GULLANE, Scotland (Reuters) - Europe’s 2014 Ryder Cup captain Paul McGinley does not fancy Jordan Spieth’s chances of being the first golfer since American Ben Hogan in 1953 to land the first three majors of the season.
The 48-year-old Irishman believes St Andrews, venue of next week’s British Open, will favor the long drivers rather than someone like Spieth whose game is built around a silky putting stroke.
“The odds are against Jordan next week,” McGinley told Reuters in an interview at the Scottish Open. “I wouldn’t be backing him.
“If the course plays to it’s prevailing wind, which is in off the left on the holes on the way out, it’s very advantageous to hit the ball a long way.
“Holes like the par-five fifth, going into that green with a five or six-iron compared to a three-wood is a massive advantage to the big hitters, particularly when the pin is at the front,” said McGinley.
“The par-four ninth is also drivable to the big-hitters, 10 is drivable, 12 is drivable, 14 gets wider the further you hit it, and 18 is drivable too. Jordan not being one of the big hitters means it’s going to put even more focus on his putting.”
McGinley, who led Europe to Ryder Cup victory in Scotland in September, said the Old Course had changed a lot down the years.
“I think it’s going to be a leaderboard dominated by big hitters, I feel that very strongly,” he said.
“Since Nick Faldo won there in 1990 they’ve put in five, six or seven new teeboxes that have really changed the dynamic of the course.”
McGinley refuses to discount the claims of Spieth completely but he reckons the 21-year-old’s fellow American Dustin Johnson and South African Louis Oosthuizen are more likely challengers for the coveted Claret Jug.
“Louis won the Open at St Andrews in 2010, he hits the ball a long way,” said the Dubliner.
“He is the kind of player who is well capable of winning and the kind of player I feel will come out on top.
“Jordan is probably the best putter in the world but I’m looking at the big hitters next week. Maybe it’s going to be Dustin’s time, the course is perfectly suited to his game.”
McGinley said it was a real shame Rory McIlroy’s ankle injury had deprived the golfing world of an Open shootout between him and fellow young gun Spieth.
“It’s disappointing for the game because sport, no matter whether its boxing, tennis or soccer, thrives on rivalries,” added the four-times European Tour winner.
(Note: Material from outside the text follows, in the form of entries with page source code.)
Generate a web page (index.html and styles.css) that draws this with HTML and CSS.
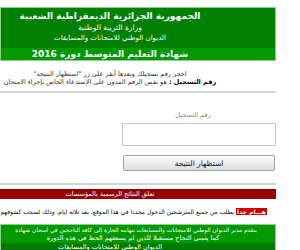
FILE: index.html
```html
<!DOCTYPE html>
<html lang="ar" dir="rtl">
<head>
  <meta charset="UTF-8">
  <title>نتائج شهادة التعليم المتوسط 2016</title>
  <link rel="stylesheet" href="styles.css">
</head>
<body>
  <div class="page">

    <!-- رأس الصفحة -->
    <div class="head">
      <div class="head-top">
        <div class="head-line strong">الجمهورية الجزائرية الديمقراطية الشعبية</div>
        <div class="head-line">وزارة التربية الوطنية</div>
        <div class="head-line small">الديوان الوطني للامتحانات والمسابقات</div>
      </div>
      <div class="head-title">شهادة التعليم المتوسط دورة 2016</div>
    </div>

    <div class="intro">
      <div>احجز رقم تسجيلك وبعدها أنقر على زر "استظهار النتيجة"</div>
      <div><b>رقم التسجيل :</b> هو نفس الرقم المدون على الإستدعاء الخاص بإجراء الامتحان</div>
    </div>

    <div class="sep"></div>

    <!-- البحث -->
    <form class="lookup" onsubmit="return false;">
      <label class="lookup-label" for="regNum">رقم التسجيل</label>
      <input type="text" id="regNum" class="lookup-input">
      <button class="lookup-btn">استظهار النتيجة</button>
    </form>

    <div class="sep"></div>

    <div class="notice-bar">تعلق النتائج الرسمية بالمؤسسات</div>

    <p class="alert"><span class="tag">هـــام جدا</span> يطلب من جميع المترشحين الدخول مجددا في هذا الموقع، بعد ثلاثة ايام، وذلك لسحب كشوفهم</p>

    <div class="news">
      <div class="news-body">
        <div class="news-line wide">يتقدم مدير الديوان الوطني للامتحانات والمسابقات بتهانيه الحارة إلى كافة الناجحين في امتحان شهادة</div>
        <div class="news-line">كما يتمنى النجاح مستقبلا للذين لم يسعفهم الحظ في هذه الدورة</div>
      </div>
      <div class="news-sign">الديوان الوطني للامتحانات والمسابقات</div>
    </div>

  </div>
</body>
</html>
```

FILE: styles.css
```css
body {
  font-family: 'DejaVu Sans', sans-serif;
  margin: 0;
  padding: 0;
  background: white;
  color: #222;
  font-size: 7px;
  overflow: hidden;
}
.page {
  width: 276px;
  margin: 7px auto 0 0;
}
.head {
  border: 1px solid #8fcf8f;
  color: white;
  text-align: center;
}
.head-top {
  background-color: #008000;
  padding: 3px 0 4px 0;
}
.head-line {
  padding-right: 56px;
  line-height: 11px;
  font-size: 7.5px;
}
.head-line.strong {
  font-weight: bold;
  font-size: 9px;
}
.head-line.small {
  font-size: 7px;
}
.head-title {
  background-color: #009900;
  padding-right: 56px;
  font-weight: bold;
  font-size: 9px;
  line-height: 12px;
}
.intro {
  padding: 9px 56px 0 0;
  text-align: center;
  font-size: 6.5px;
  line-height: 8px;
  color: #333;
}
.intro b {
  color: #000;
}
.sep {
  height: 2px;
  background-color: #d4d4d4;
  margin-top: 5px;
}
.lookup {
  width: 154px;
  margin: 18px 0 0 33px;
  text-align: center;
}
.lookup-label {
  display: block;
  color: #888;
  font-size: 6.5px;
  line-height: 9px;
  margin-right: 12px;
}
.lookup-input {
  display: block;
  box-sizing: border-box;
  width: 154px;
  height: 23px;
  margin: 3px 0 0 0;
  border: 1px solid #c8c8c8;
  padding: 0;
}
.lookup-btn {
  display: block;
  box-sizing: border-box;
  width: 152px;
  height: 16px;
  margin: 9px 1px 0 0;
  border: 1px solid #a0a0a0;
  border-radius: 2px;
  background: linear-gradient(to bottom, #fdfdfd, #dcdcdc);
  font-family: 'DejaVu Sans', sans-serif;
  font-size: 7.5px;
  color: #111;
  padding: 0;
}
.lookup + .sep {
  margin-top: 12px;
}
.notice-bar {
  background-color: #990000;
  color: white;
  text-align: center;
  padding-right: 56px;
  margin-top: 4px;
  font-size: 6.5px;
  line-height: 10px;
}
.alert {
  margin: 9px 9px 0 0;
  font-size: 6px;
  line-height: 8px;
  color: #000;
  white-space: nowrap;
}
.tag {
  background-color: #cc0000;
  color: white;
  font-weight: bold;
  padding: 0 1px;
}
.news {
  border: 1px solid #8fcf8f;
  margin-top: 8px;
  color: white;
  text-align: center;
  font-size: 6.5px;
}
.news-body {
  background-color: #009900;
  padding: 1px 0;
  overflow: hidden;
}
.news-line {
  white-space: nowrap;
  line-height: 8px;
  padding-right: 10px;
}
.news-line.wide {
  font-size: 5.8px;
  padding-right: 4px;
}
.news-sign {
  background-color: #007a00;
  line-height: 8px;
  padding-right: 56px;
}
```
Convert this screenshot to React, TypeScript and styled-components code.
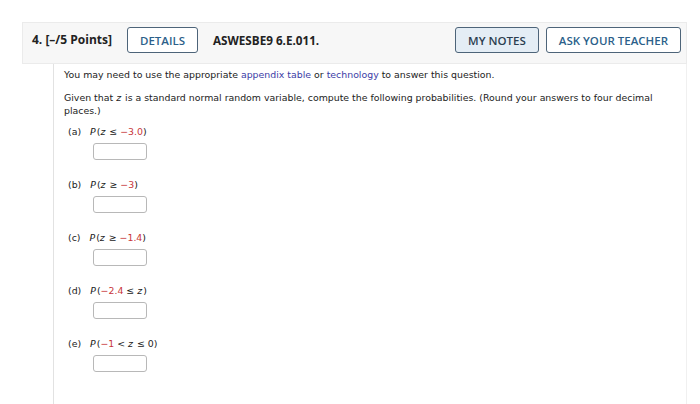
import React from "react";
import styled, { createGlobalStyle } from "styled-components";

const Global = createGlobalStyle`
  html, body { margin: 0; padding: 0; background: #ffffff; }
  body { font-family: "DejaVu Sans", Verdana, sans-serif; }
`;

const Page = styled.div`
  width: 700px;
  height: 404px;
  overflow: hidden;
  padding: 22px 13px 0 22px;
  box-sizing: border-box;
`;

const Header = styled.div`
  height: 42px;
  box-sizing: border-box;
  background: #f7f7f7;
  border: 1px solid #ebebeb;
  display: flex;
  align-items: flex-start;
  padding: 4px 5px 0 9px;
  font-family: "Open Sans", sans-serif;
`;

const QNum = styled.span`
  font-weight: 700;
  font-size: 12px;
  line-height: 26px;
  color: #222;
  margin-right: 15px;
`;

const Code = styled.span`
  font-weight: 700;
  font-size: 11.7px;
  line-height: 26px;
  color: #222;
  margin-left: 15px;
  flex: 1;
`;

const Btn = styled.button<{ $filled?: boolean; $blue?: boolean }>`
  height: 26px;
  box-sizing: border-box;
  padding: 0 12px;
  border: 1px solid #4d6479;
  border-radius: 3px;
  background: ${(p) => (p.$filled ? "#e4edf5" : "#ffffff")};
  color: ${(p) => (p.$blue ? "#2c5f8a" : "#2c3e50")};
  font-family: "Open Sans", sans-serif;
  font-weight: 600;
  font-size: 11.5px;
  cursor: pointer;
  & + & { margin-left: 7px; }
`;

const Body = styled.div`
  margin-left: 31px;
  border-left: 1px solid #e2e2e2;
  border-right: 1px solid #f0f0f0;
  height: 340px;
  padding: 4px 10px 0 10px;
  font-size: 9.4px;
  line-height: 13px;
  color: #222;
`;

const Para = styled.p`
  margin: 0 0 10px 0;
`;

const Line = styled.span`
  display: block;
`;

const Link = styled.span`
  color: #3c3ca6;
`;

const Var = styled.i`
  display: inline-block;
  font-style: italic;
  padding-right: 1px;
`;

const Item = styled.div`
  margin-left: 4px;
  margin-bottom: 18px;
  &:first-of-type { margin-top: -2px; }
`;

const Label = styled.div`
  display: flex;
  gap: 9px;
`;

const Red = styled.span`
  color: #c8363a;
`;

const Answer = styled.div`
  margin: 5px 0 0 25px;
  width: 54px;
  height: 17px;
  box-sizing: border-box;
  border: 1px solid #b8b8b8;
  border-radius: 3px;
  background: #fff;
`;

type Part = { k: string; expr: React.ReactNode };

const parts: Part[] = [
  { k: "(a)", expr: <><Var>P</Var>(<Var>z</Var> ≤ <Red>−3.0</Red>)</> },
  { k: "(b)", expr: <><Var>P</Var>(<Var>z</Var> ≥ <Red>−3</Red>)</> },
  { k: "(c)", expr: <><Var>P</Var>(<Var>z</Var> ≥ <Red>−1.4</Red>)</> },
  { k: "(d)", expr: <><Var>P</Var>(<Red>−2.4</Red> ≤ <Var>z</Var>)</> },
  { k: "(e)", expr: <><Var>P</Var>(<Red>−1</Red> &lt; <Var>z</Var> ≤ 0)</> },
];

export default function App() {
  return (
    <Page>
      <Global />
      <Header>
        <QNum>4. [–/5 Points]</QNum>
        <Btn $blue>DETAILS</Btn>
        <Code>ASWESBE9 6.E.011.</Code>
        <Btn $filled>MY NOTES</Btn>
        <Btn $blue>ASK YOUR TEACHER</Btn>
      </Header>
      <Body>
        <Para>
          You may need to use the appropriate <Link>appendix table</Link> or{" "}
          <Link>technology</Link> to answer this question.
        </Para>
        <Para>
          <Line>
            Given that <Var>z</Var> is a standard normal random variable, compute the
            following probabilities. (Round your answers to four decimal
          </Line>
          <Line>places.)</Line>
        </Para>
        {parts.map((p) => (
          <Item key={p.k}>
            <Label>
              <span>{p.k}</span>
              <span>{p.expr}</span>
            </Label>
            <Answer />
          </Item>
        ))}
      </Body>
    </Page>
  );
}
“With Rory having won two majors last year and Jordan winning the first two this season, it set it up really nicely for a rivalry between the number one and number two in the world at the home of golf at St Andrews.
“Having said that golf isn’t like a sport like tennis in so far as generally three of the four top players in the world are going to be in the semi-finals of Wimbledon,” said McGinley.
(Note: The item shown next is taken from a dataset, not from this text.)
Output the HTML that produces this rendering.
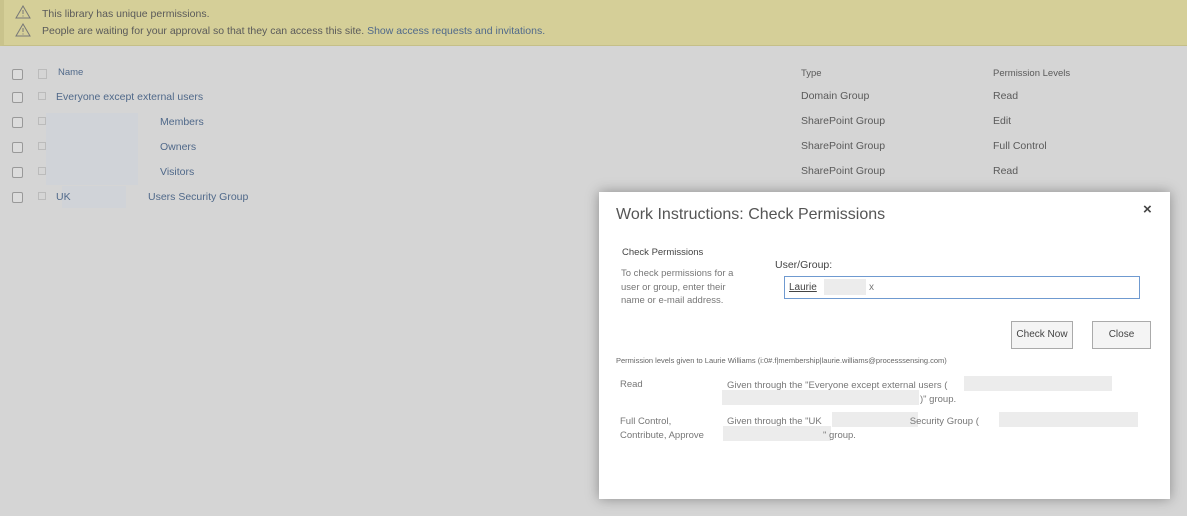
<!DOCTYPE html>
<html><head><style>
body{margin:0;width:1187px;height:516px;background:#d5d5d5;font-family:"Liberation Sans",sans-serif;position:relative;overflow:hidden;color:#555}
.a{position:absolute;white-space:nowrap}
.ban{position:absolute;left:0;top:0;width:1187px;height:46px;background:#d5cf98;border-bottom:1px solid #c5bf88;border-left:4px solid #c9c38c;box-sizing:border-box}
.t{font-size:10.5px;color:#5a5a5a}
.l{font-size:10.5px;color:#50698a}
.cb{position:absolute;width:9px;height:9px;border:1px solid #999;border-radius:2px;background:#dcdcdc}
.cs{position:absolute;width:6px;height:6px;border:1px solid #bbb}
.blur{position:absolute;background:#d0d3d8}
.dlg{position:absolute;left:599px;top:192px;width:571px;height:307px;background:#fff;box-shadow:0 0 12px rgba(0,0,0,.35)}
.d{font-size:9.5px;color:#777}
.g{position:absolute;background:#ececec}
.btn{position:absolute;border:1px solid #aaa;background:#f4f4f4;font-size:10px;color:#444;text-align:center;line-height:26px;height:26px}
</style></head><body>
<div class="ban"></div>
<svg class="a" style="left:15px;top:5px" width="16" height="14"><path d="M8 1L15 13H1Z" fill="none" stroke="#777"/><path d="M8 5v4M8 10.5v1" stroke="#777"/></svg>
<svg class="a" style="left:15px;top:23px" width="16" height="14"><path d="M8 1L15 13H1Z" fill="none" stroke="#777"/><path d="M8 5v4M8 10.5v1" stroke="#777"/></svg>
<div class="a t" style="left:42px;top:8px">This library has unique permissions.</div>
<div class="a t" style="left:42px;top:25px">People are waiting for your approval so that they can access this site. <span class="l">Show access requests and invitations.</span></div>

<div class="cb" style="left:12px;top:69px"></div><div class="cs" style="left:38px;top:69px;width:7px;height:8px"></div>
<div class="a t" style="left:58px;top:67px;font-size:9.5px;color:#50698a">Name</div>
<div class="a t" style="left:801px;top:68px;font-size:9.5px">Type</div>
<div class="a t" style="left:993px;top:68px;font-size:9.5px">Permission Levels</div>

<div class="cb" style="left:12px;top:92px"></div><div class="cs" style="left:38px;top:92px"></div>
<div class="a l" style="left:56px;top:91px">Everyone except external users</div>
<div class="a t" style="left:801px;top:90px">Domain Group</div><div class="a t" style="left:993px;top:90px">Read</div>

<div class="blur" style="left:46px;top:113px;width:92px;height:72px"></div>
<div class="cb" style="left:12px;top:117px"></div><div class="cs" style="left:38px;top:117px"></div>
<div class="a l" style="left:160px;top:116px">Members</div>
<div class="a t" style="left:801px;top:115px">SharePoint Group</div><div class="a t" style="left:993px;top:115px">Edit</div>

<div class="cb" style="left:12px;top:142px"></div><div class="cs" style="left:38px;top:142px"></div>
<div class="a l" style="left:160px;top:141px">Owners</div>
<div class="a t" style="left:801px;top:140px">SharePoint Group</div><div class="a t" style="left:993px;top:140px">Full Control</div>

<div class="cb" style="left:12px;top:167px"></div><div class="cs" style="left:38px;top:167px"></div>
<div class="a l" style="left:160px;top:166px">Visitors</div>
<div class="a t" style="left:801px;top:165px">SharePoint Group</div><div class="a t" style="left:993px;top:165px">Read</div>

<div class="blur" style="left:62px;top:186px;width:64px;height:22px"></div>
<div class="cb" style="left:12px;top:192px"></div><div class="cs" style="left:38px;top:192px"></div>
<div class="a l" style="left:56px;top:191px">UK</div>
<div class="a l" style="left:148px;top:191px">Users Security Group</div>

<div class="dlg">
<div class="a" style="left:17px;top:14px;font-size:16px;color:#555">Work Instructions: Check Permissions</div>
<div class="a" style="left:544px;top:9px;font-size:15px;color:#444;font-weight:bold">×</div>
<div class="a" style="left:23px;top:55px;font-size:9.5px;color:#444">Check Permissions</div>
<div class="a d" style="left:22px;top:75px;line-height:13.5px">To check permissions for a<br>user or group, enter their<br>name or e-mail address.</div>
<div class="a" style="left:176px;top:67px;font-size:10.5px;color:#444">User/Group:</div>
<div class="a" style="left:185px;top:84px;width:354px;height:21px;border:1px solid #6f9ad0"></div>
<div class="g" style="left:225px;top:87px;width:42px;height:16px"></div>
<div class="a" style="left:190px;top:90px;font-size:10px;color:#444;text-decoration:underline">Laurie</div>
<div class="a" style="left:270px;top:90px;font-size:10px;color:#777">x</div>
<div class="btn" style="left:412px;top:129px;width:60px">Check Now</div>
<div class="btn" style="left:493px;top:129px;width:57px">Close</div>
<div class="a" style="left:17px;top:164px;font-size:7.5px;color:#666">Permission levels given to Laurie Williams (i:0#.f|membership|laurie.williams@processsensing.com)</div>
<div class="g" style="left:365px;top:184px;width:148px;height:15px"></div>
<div class="g" style="left:123px;top:198px;width:197px;height:15px"></div>
<div class="g" style="left:233px;top:220px;width:86px;height:15px"></div>
<div class="g" style="left:400px;top:220px;width:139px;height:15px"></div>
<div class="g" style="left:124px;top:234px;width:108px;height:15px"></div>
<div class="a d" style="left:21px;top:187px">Read</div>
<div class="a d" style="left:128px;top:187px;line-height:14px">Given through the "Everyone except external users (<br><span style="margin-left:193px">)" group.</span></div>
<div class="a d" style="left:21px;top:223px;line-height:14px">Full Control,<br>Contribute, Approve</div>
<div class="a d" style="left:128px;top:223px;line-height:14px">Given through the "UK<span style="margin-left:88px">Security Group (</span><br><span style="margin-left:96px">" group.</span></div>
</div>
</body></html>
“That’s not the case in our sport because the guys in 30th, 40th, 50th, 60th, 70th, 80th, 90th position in the rankings can compete and all have the potential to win next week. That’s something that’s unique about golf.”
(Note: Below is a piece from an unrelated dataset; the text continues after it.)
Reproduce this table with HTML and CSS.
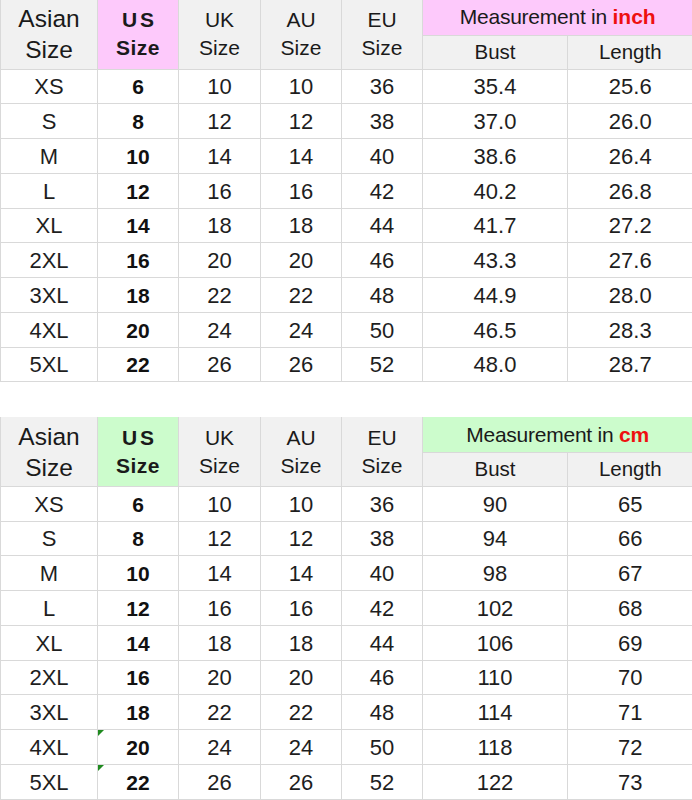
FILE: index.html
```html
<!DOCTYPE html>
<html>
<head>
<meta charset="utf-8">
<link rel="stylesheet" href="styles.css">
</head>
<body>
<table class="chart">
  <colgroup>
    <col class="c1"><col class="c2"><col class="c3"><col class="c4"><col class="c5"><col class="c6"><col class="c7">
  </colgroup>
  <tr class="h1">
    <th rowspan="2" class="asian">Asian<br>Size</th>
    <th rowspan="2" class="us pink"><span class="usl">US</span><br>Size</th>
    <th rowspan="2">UK<br>Size</th>
    <th rowspan="2">AU<br>Size</th>
    <th rowspan="2">EU<br>Size</th>
    <th colspan="2" class="meas pink">Measurement in <b class="red">inch</b></th>
  </tr>
  <tr class="h2"><th class="sub">Bust</th><th class="sub">Length</th></tr>
  <tr class="row"><td>XS</td><td class="b">6</td><td>10</td><td>10</td><td>36</td><td>35.4</td><td>25.6</td></tr>
  <tr class="row"><td>S</td><td class="b">8</td><td>12</td><td>12</td><td>38</td><td>37.0</td><td>26.0</td></tr>
  <tr class="row"><td>M</td><td class="b">10</td><td>14</td><td>14</td><td>40</td><td>38.6</td><td>26.4</td></tr>
  <tr class="row"><td>L</td><td class="b">12</td><td>16</td><td>16</td><td>42</td><td>40.2</td><td>26.8</td></tr>
  <tr class="row"><td>XL</td><td class="b">14</td><td>18</td><td>18</td><td>44</td><td>41.7</td><td>27.2</td></tr>
  <tr class="row"><td>2XL</td><td class="b">16</td><td>20</td><td>20</td><td>46</td><td>43.3</td><td>27.6</td></tr>
  <tr class="row"><td>3XL</td><td class="b">18</td><td>22</td><td>22</td><td>48</td><td>44.9</td><td>28.0</td></tr>
  <tr class="row"><td>4XL</td><td class="b">20</td><td>24</td><td>24</td><td>50</td><td>46.5</td><td>28.3</td></tr>
  <tr class="row"><td>5XL</td><td class="b">22</td><td>26</td><td>26</td><td>52</td><td>48.0</td><td>28.7</td></tr>
</table>

<table class="chart second">
  <colgroup>
    <col class="c1"><col class="c2"><col class="c3"><col class="c4"><col class="c5"><col class="c6"><col class="c7">
  </colgroup>
  <tr class="h1">
    <th rowspan="2" class="asian">Asian<br>Size</th>
    <th rowspan="2" class="us green"><span class="usl">US</span><br>Size</th>
    <th rowspan="2">UK<br>Size</th>
    <th rowspan="2">AU<br>Size</th>
    <th rowspan="2">EU<br>Size</th>
    <th colspan="2" class="meas green">Measurement in <b class="red">cm</b></th>
  </tr>
  <tr class="h2"><th class="sub">Bust</th><th class="sub">Length</th></tr>
  <tr class="row"><td>XS</td><td class="b">6</td><td>10</td><td>10</td><td>36</td><td>90</td><td>65</td></tr>
  <tr class="row"><td>S</td><td class="b">8</td><td>12</td><td>12</td><td>38</td><td>94</td><td>66</td></tr>
  <tr class="row"><td>M</td><td class="b">10</td><td>14</td><td>14</td><td>40</td><td>98</td><td>67</td></tr>
  <tr class="row"><td>L</td><td class="b">12</td><td>16</td><td>16</td><td>42</td><td>102</td><td>68</td></tr>
  <tr class="row"><td>XL</td><td class="b">14</td><td>18</td><td>18</td><td>44</td><td>106</td><td>69</td></tr>
  <tr class="row"><td>2XL</td><td class="b">16</td><td>20</td><td>20</td><td>46</td><td>110</td><td>70</td></tr>
  <tr class="row"><td>3XL</td><td class="b">18</td><td>22</td><td>22</td><td>48</td><td>114</td><td>71</td></tr>
  <tr class="row"><td>4XL</td><td class="b flag">20</td><td>24</td><td>24</td><td>50</td><td>118</td><td>72</td></tr>
  <tr class="row"><td>5XL</td><td class="b flag">22</td><td>26</td><td>26</td><td>52</td><td>122</td><td>73</td></tr>
</table>
</body>
</html>
```

FILE: styles.css
```css
html, body {
  margin: 0;
  padding: 0;
  background: #ffffff;
}

body {
  font-family: "Liberation Sans", Arial, sans-serif;
  color: #1a1a1a;
}

.chart {
  width: 692px;
  border-collapse: collapse;
  table-layout: fixed;
  margin: 0;
}

.chart.second {
  margin-top: 35px;
}

.c1 { width: 97px; }
.c2 { width: 81px; }
.c3 { width: 82px; }
.c4 { width: 81px; }
.c5 { width: 81px; }
.c6 { width: 145px; }
.c7 { width: 125px; }

.chart th,
.chart td {
  border: 1px solid #d9d9d9;
  text-align: center;
  vertical-align: middle;
  padding: 0;
}

.chart tr:first-child th {
  border-top: none;
}

.chart th:last-child,
.chart td:last-child {
  border-right: none;
}

.chart th {
  background: #f1f1f1;
  font-weight: normal;
  font-size: 21px;
  line-height: 28px;
  color: #1a1a1a;
}

.chart th.asian {
  font-size: 24.5px;
  line-height: 31px;
}

.chart .h1 { height: 35px; }
.chart .h2 { height: 34px; }
.chart .row { height: 34.75px; }

.chart th.us {
  font-weight: bold;
  font-size: 21px;
  letter-spacing: 0.5px;
}

.chart th.us .usl {
  letter-spacing: 3px;
  margin-right: -3px;
}

.chart th.meas {
  font-size: 21px;
  letter-spacing: -0.25px;
  line-height: 24px;
}

.chart th.sub {
  font-size: 20.5px;
}

.pink { background: #fdc9fb !important; }
.green { background: #ccfccc !important; }

.red {
  color: #ee1010;
  font-weight: bold;
  letter-spacing: 0;
}

.chart td {
  font-size: 22px;
  line-height: 26px;
  padding-top: 2px;
  color: #1e1e1e;
}

.chart td.b {
  font-weight: bold;
  font-size: 21px;
  color: #111111;
}

.chart td.flag {
  position: relative;
}

.chart td.flag::before {
  content: "";
  position: absolute;
  left: 0;
  top: 0;
  width: 0;
  height: 0;
  border-top: 6px solid #1f8a1f;
  border-right: 6px solid transparent;
}
```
McIlroy sustained his injury playing soccer with his friends last weekend and McGinley felt it would be harsh to criticize the 26-year-old Northern Irishman for that.
“In hindsight Rory would wish he hadn’t played that game of soccer but it could have happened to him walking down the street,” he said.
“It wasn’t a dirty tackle, the game wasn’t played at a high tempo, he just happened to be running and went over on his ankle.
“One of the things that makes Rory special is he’s not a Nick Faldo-kind of personality, obsessive with the game, an incredibly hard practicer, focused 24/7, that’s not his dynamic, that’s not what makes him tick as a golfer,” said McGinley.
“He’s much more creative, much more inspirational and that’s what makes him so exciting as a player. What he does off the course gives him that energy, that freshness, to play that way.”
McGinley was speaking after taking over from Ryder Cup talisman Ian Poulter as “captain” of the online Ballantine’s Golf Club.